Já que falo aqui sobre as palavras, recorro-me daquele que ensinava como fazer coisas com elas: Austin. Não o jurista John. O John L, J. L. Austin, de Oxford. Pois bem. Ao trabalhar os atos de fala, Austin inaugurou o conceito dos illocutionary acts (geralmente traduzidos por aqui como “atos ilocucionários”). O exemplo torna tudo mais simples: suponhamos, leitor, que eu pergunte a um grupo de pessoas: “Alguém tem um cigarro?” Essa pergunta, a frase literal, é o ato locucionário: perguntei se alguém tinha um cigarro. O ato locucionário é o ato de dizer a frase.

O ato ilocucionário, contudo, no meu exemplo, é um óbvio pedido subjacente: “Por favor, um cigarro!” É, portanto, o ato executado na fala. Ao perguntar se alguém tinha um cigarro, estava pedindo um cigarro.

Não me alongo. O que quero dizer já ficou bastante claro, até porque fui bem explícito. As coisas são ditas mesmo quando não são ditas. A linguagem ordinária – lembro de Wittgenstein – mostra que tenho razão.

Com todo o respeito e lhaneza que tem marcado esta coluna nas críticas à Suprema Corte, há coisas que devem ser ditas. O STF deve accountability à sociedade, e aquilo que diz produz efeitos.

Ademais, o STF estabelece precedentes. Se o STF acena no sentido de que juízes podem atribuir finalidades aos procedimentos, e que essas finalidades podem ser legítimas em toda sua heterodoxia, qual será o limite dessa teleologia instrumental? Dito de outro modo, qual será o limite dessa heterodoxia?

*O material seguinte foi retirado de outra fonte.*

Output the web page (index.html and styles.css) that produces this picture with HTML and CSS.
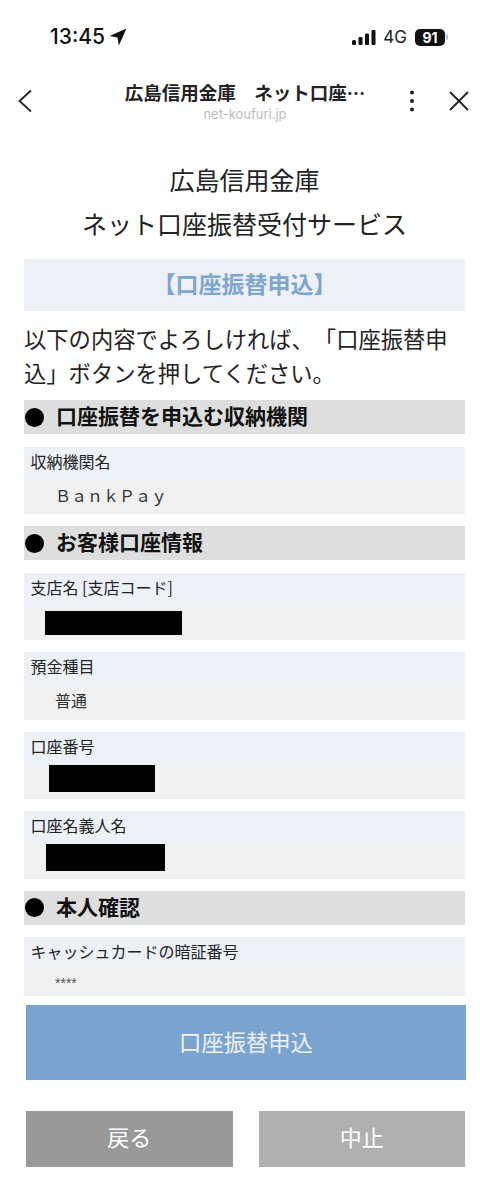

Falei há pouco de dois atos de fala de Austin: o ato locucionário e o ilocucionário. Perguntar se alguém tem um cigarro, pedir um cigarro. Pois é. Porém, Austin falava ainda de um terceiro ato: o ato perlocucionário, que é o efeito produzido. Traduzindo no meu exemplo, é alguém efetivamente entregar a mim o cigarro que pedi.

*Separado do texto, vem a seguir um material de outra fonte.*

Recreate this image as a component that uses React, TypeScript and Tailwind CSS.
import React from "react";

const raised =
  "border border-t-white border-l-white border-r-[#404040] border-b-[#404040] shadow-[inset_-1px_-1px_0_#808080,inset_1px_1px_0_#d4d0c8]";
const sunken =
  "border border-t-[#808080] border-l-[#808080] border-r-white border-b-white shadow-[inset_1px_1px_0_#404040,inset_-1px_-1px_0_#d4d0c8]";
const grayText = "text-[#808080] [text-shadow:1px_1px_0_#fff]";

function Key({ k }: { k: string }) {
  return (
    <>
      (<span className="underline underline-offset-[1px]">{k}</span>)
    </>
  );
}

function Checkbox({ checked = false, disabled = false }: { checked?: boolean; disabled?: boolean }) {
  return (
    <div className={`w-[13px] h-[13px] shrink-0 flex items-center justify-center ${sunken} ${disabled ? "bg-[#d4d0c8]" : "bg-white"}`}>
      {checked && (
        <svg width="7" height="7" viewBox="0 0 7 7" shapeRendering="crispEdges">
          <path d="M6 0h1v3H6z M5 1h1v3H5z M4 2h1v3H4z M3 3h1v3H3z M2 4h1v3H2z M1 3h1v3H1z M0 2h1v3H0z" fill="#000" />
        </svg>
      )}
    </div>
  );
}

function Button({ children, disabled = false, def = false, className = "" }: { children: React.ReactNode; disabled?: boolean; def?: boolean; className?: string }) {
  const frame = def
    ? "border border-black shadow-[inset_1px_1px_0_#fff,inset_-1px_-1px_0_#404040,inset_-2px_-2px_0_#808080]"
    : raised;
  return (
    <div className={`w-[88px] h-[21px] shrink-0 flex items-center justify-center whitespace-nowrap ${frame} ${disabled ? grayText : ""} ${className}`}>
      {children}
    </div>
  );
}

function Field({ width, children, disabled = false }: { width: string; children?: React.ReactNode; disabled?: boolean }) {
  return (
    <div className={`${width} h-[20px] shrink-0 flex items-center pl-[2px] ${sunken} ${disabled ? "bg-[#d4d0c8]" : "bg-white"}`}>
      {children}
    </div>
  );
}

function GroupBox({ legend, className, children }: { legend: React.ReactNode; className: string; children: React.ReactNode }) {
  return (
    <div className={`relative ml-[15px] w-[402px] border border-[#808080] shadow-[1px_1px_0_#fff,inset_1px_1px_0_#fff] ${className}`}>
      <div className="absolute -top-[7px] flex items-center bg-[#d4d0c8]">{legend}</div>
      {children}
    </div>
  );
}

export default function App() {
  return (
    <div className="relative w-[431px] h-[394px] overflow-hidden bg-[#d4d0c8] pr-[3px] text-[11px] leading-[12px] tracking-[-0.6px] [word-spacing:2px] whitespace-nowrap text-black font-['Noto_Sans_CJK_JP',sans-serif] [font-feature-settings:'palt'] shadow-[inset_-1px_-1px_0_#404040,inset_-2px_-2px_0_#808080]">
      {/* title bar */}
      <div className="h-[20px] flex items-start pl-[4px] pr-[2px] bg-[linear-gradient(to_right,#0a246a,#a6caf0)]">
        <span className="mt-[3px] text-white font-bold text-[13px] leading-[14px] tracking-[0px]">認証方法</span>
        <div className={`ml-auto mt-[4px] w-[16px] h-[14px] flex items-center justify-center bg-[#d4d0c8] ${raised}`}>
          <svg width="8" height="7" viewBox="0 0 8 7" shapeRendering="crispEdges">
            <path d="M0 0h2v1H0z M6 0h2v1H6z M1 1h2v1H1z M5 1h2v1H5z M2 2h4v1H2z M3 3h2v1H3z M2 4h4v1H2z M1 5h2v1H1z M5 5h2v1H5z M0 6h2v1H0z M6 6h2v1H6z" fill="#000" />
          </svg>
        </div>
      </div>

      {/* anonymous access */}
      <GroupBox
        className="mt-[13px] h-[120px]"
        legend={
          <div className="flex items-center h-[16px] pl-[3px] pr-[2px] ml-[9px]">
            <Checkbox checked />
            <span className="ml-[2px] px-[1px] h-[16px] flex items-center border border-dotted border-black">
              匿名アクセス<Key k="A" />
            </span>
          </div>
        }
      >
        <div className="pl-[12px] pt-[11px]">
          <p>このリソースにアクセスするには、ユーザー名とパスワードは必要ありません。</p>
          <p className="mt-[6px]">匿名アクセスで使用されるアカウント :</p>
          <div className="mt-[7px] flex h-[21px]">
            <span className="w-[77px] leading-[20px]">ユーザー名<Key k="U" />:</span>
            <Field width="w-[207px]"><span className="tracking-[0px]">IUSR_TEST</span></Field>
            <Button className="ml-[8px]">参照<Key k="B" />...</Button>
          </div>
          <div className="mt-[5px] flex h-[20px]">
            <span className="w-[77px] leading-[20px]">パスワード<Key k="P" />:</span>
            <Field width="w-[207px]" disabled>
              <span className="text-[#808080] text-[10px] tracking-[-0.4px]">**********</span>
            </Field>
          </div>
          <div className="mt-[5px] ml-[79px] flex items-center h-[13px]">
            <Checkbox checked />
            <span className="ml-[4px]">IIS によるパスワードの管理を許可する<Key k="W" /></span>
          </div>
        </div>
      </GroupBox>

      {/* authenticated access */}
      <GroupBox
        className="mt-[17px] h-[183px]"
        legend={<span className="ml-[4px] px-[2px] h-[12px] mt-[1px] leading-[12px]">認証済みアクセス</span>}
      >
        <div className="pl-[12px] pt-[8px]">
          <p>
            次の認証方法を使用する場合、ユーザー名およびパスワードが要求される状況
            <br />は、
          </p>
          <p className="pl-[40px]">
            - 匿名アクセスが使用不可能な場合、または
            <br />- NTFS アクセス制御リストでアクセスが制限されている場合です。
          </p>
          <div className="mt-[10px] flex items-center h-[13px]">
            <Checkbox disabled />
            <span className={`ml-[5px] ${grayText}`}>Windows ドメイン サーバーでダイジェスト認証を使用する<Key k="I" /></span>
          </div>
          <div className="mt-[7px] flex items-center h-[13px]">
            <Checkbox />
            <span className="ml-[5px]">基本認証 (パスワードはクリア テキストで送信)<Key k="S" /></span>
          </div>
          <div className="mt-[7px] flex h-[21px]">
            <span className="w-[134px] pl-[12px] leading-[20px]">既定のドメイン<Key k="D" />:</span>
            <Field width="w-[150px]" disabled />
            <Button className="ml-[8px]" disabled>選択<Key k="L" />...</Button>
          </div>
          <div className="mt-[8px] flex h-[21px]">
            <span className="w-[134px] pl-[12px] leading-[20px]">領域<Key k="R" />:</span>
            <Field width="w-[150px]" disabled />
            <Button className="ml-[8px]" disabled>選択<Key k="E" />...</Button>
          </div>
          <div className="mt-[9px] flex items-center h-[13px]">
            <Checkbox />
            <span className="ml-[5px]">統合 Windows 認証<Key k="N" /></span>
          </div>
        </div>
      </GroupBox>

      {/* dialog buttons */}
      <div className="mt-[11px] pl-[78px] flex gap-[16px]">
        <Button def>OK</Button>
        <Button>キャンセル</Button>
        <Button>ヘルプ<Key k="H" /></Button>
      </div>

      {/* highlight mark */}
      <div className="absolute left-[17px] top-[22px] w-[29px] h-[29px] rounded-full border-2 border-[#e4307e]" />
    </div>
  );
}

E traduzindo na Suprema Corte: Quais serão os terceiros atos de tudo aquilo que decorre logicamente da frase do Ministro? Quais serão os atos perlocucionários? Quais podem ser os efeitos de uma juris-dicção que diz ser possível atribuir finalidades ao procedimento legal, e que estes podem ser heterodoxos?

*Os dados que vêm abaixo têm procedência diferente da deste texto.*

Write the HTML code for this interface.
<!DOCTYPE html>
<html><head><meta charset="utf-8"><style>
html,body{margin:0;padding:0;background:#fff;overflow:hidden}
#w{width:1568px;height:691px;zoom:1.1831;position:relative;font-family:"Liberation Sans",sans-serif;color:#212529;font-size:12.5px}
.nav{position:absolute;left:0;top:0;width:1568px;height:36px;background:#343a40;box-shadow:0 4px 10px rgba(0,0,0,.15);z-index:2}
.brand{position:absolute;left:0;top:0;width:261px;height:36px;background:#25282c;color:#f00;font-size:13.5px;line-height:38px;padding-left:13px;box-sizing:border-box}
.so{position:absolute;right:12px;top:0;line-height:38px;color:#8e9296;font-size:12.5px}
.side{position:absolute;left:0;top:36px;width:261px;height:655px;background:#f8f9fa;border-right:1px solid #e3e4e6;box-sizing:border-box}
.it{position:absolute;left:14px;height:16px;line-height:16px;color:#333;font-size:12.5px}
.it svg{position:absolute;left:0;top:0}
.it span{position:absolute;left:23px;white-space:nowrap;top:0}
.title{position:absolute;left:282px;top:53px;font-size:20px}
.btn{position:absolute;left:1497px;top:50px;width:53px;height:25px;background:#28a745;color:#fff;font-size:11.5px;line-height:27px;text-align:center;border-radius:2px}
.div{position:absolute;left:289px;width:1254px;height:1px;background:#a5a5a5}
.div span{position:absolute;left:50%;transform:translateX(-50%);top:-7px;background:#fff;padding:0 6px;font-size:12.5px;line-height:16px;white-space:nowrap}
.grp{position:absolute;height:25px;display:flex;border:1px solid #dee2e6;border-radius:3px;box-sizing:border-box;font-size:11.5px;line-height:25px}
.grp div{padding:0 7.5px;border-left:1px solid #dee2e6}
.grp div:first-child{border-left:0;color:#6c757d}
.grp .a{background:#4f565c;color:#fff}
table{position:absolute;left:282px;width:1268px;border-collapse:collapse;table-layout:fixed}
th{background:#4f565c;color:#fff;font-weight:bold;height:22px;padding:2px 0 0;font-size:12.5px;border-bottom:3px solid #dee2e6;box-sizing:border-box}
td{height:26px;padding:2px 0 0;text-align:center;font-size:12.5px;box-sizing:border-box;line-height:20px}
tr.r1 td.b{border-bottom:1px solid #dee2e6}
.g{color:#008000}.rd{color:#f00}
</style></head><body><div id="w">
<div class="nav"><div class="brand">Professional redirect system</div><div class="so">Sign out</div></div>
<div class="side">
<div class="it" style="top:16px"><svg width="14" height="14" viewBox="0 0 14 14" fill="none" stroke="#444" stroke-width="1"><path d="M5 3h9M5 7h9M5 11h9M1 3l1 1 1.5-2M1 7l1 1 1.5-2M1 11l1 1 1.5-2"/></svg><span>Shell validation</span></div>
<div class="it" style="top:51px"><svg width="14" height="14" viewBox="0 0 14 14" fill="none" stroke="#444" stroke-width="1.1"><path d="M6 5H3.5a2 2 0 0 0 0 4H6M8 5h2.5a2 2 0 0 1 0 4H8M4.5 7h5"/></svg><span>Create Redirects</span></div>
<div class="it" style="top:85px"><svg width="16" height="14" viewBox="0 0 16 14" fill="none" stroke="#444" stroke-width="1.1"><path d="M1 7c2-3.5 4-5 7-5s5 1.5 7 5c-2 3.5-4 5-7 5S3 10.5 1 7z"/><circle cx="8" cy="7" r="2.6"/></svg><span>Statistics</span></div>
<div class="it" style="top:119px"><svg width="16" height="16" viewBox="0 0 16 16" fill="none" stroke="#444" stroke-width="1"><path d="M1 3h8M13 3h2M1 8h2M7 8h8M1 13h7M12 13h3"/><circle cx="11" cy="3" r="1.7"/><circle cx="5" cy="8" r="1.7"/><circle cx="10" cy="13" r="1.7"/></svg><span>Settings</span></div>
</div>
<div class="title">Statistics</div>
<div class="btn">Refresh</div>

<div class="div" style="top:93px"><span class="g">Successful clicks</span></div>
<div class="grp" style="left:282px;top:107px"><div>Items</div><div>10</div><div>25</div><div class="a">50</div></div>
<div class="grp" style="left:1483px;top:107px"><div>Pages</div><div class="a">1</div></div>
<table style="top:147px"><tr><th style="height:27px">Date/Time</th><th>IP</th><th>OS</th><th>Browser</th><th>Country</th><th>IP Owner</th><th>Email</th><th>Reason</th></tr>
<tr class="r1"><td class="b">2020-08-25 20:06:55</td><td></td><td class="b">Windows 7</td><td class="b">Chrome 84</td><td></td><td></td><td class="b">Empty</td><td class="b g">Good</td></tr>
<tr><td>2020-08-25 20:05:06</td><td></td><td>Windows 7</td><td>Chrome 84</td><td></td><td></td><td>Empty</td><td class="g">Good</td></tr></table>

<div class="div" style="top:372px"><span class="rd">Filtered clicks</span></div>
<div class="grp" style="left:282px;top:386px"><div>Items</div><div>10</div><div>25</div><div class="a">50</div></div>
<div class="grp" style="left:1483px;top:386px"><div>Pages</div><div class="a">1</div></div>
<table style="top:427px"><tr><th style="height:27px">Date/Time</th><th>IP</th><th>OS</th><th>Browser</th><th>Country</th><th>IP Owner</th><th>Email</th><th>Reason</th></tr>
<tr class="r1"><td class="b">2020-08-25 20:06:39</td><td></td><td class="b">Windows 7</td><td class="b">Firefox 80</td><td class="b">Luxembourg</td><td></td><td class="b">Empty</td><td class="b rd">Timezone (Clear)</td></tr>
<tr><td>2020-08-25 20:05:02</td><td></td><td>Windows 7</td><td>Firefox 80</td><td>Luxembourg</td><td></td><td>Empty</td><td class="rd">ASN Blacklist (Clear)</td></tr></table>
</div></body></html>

Coisas que por vezes podem passar despercebidas, são, na verdade, “perlocuções” (se me permitem o neologismo). Por vezes, lidos e compreendidos apenas no futuro. Como o famoso item 9 de um famoso acordão do TRF-4, bem recente:

“9. Não é razoável exigir-se isenção dos Procuradores da República, que promovem a ação penal. A construção de uma tese acusatória – procedente ou não -, ainda que possa gerar desconforto ao acusado, não contamina a atuação ministerial.”(aqui).

Quem quer ou aceita ser processado por um MP não imparcial/isento? Isso não é prova também de um olhar heterodoxo sobre o papel do Ministério Público? Então: Qual será o ato perlocucionário exsurgente desse item 9?

Somemos: se o juiz pode ser heterodoxo, se o MP não precisa ser isento, se, via instrumentalidade do processo, fins legítimos justificam meios, o que sobrará das garantias e do texto constitucional? Texto esse que, como sabemos, deve sempre ser lido de forma ortodoxa. Ele só sobrevive desse modo.

Post scriptumO carimbo da Procuradora e a culpa é do borracheiro!

Muito intrigante (eufemismo) o carimbo usado por uma Procuradora Federal (aqui) para, em contrarrazões, “reinterar” (sic) os termos da contestação de processo do INSS. Pois é. Já vi um monte de gente justificando o “carimbo”, com argumentos – pragmáticos – dos mais variados. Por mim, podem dizer o que quiserem, mas isso apenas mostra o fracasso da operacionalidade do direito. Warat chamava a isso de “construção de próteses para fantasmas”. Isso apenas simboliza o produto da cultura prêt-à-porter, prêt-à-parler e prêt-à-penser. E de livros resumidos. E de resumidões. Livros e ensino jurídico tipo “sinopses”. Que impedem sinapses. Parafraseando Elis Regina, parece que eles venceram e o sinal está fechado para nós, que pensamos criticamente. Assim, por que as contestações e contrarrazões não podem ser resumidinhas? E com erros de português? O salário da Procuradora subscritora? Bom, que eu saiba, não é baixo, não. E tem honorários. Desculpem-me os demais procuradores, mas não posso deixar de trazer isso à lume. Há coisas que são como filme trash: aparece o zíper da fantasia do monstro. Simples assim. Ah: também já escrevi aqui no Conjur sobre prisão preventiva decretada em formulário. Tudo para dizer que há muitos filmes trash na República. E zípers à mostra! Há mais de 25 anos denuncio isso. Eu aviso e avisei.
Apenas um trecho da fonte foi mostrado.